▶ [WHAT THE TASK ASKS]:
Gather all lines with the word "React" in them.

▶ [MATERIAL]:

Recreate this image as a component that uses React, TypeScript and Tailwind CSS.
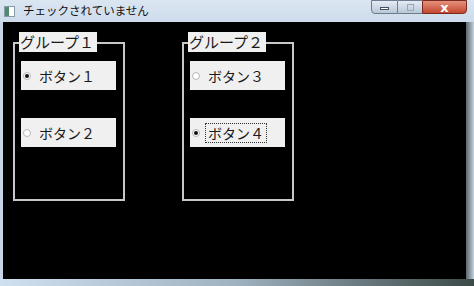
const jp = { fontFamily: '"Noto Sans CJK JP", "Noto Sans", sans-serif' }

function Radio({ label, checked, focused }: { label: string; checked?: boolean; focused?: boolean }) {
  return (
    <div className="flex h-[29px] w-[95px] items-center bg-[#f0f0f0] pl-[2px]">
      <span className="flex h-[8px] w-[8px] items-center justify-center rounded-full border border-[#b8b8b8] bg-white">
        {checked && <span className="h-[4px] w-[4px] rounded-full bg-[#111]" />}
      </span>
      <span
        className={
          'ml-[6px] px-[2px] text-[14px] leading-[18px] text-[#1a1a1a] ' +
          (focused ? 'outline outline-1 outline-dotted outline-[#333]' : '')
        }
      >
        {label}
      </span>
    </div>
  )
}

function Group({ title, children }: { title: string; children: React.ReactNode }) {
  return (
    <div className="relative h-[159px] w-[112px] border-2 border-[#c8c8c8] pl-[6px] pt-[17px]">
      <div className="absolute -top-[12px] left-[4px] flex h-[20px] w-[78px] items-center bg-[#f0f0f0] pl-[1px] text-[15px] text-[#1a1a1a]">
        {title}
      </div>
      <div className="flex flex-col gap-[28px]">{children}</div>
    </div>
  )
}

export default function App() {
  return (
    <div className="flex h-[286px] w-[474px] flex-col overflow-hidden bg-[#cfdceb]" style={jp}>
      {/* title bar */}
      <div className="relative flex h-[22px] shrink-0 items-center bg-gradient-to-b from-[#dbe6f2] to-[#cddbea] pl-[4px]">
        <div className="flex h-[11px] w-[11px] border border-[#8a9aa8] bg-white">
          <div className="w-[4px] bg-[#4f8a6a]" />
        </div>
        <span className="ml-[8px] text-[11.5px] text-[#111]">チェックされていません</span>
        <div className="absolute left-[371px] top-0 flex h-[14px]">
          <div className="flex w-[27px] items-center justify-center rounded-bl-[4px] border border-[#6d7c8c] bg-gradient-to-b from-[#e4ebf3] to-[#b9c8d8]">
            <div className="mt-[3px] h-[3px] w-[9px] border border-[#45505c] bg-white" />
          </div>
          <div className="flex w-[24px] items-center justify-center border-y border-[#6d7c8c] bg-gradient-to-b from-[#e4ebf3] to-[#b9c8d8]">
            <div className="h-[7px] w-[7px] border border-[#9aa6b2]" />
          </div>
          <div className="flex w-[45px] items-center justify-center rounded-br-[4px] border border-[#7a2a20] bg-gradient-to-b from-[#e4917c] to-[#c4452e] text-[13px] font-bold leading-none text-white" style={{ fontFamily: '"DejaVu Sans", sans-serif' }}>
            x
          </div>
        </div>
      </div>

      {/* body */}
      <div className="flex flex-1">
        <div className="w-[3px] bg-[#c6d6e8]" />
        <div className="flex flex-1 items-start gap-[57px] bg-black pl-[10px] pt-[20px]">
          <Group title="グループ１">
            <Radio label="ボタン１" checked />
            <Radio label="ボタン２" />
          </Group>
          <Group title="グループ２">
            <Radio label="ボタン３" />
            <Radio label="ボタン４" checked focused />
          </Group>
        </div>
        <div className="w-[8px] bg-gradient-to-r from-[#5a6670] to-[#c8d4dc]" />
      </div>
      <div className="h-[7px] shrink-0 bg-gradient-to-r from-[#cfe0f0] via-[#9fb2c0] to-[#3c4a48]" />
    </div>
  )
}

▶ [COMPLETED EXERCISE]:
Recreate this image as a component that uses React, TypeScript and Tailwind CSS.
function Group({ title, children }: { title: string; children: React.ReactNode }) {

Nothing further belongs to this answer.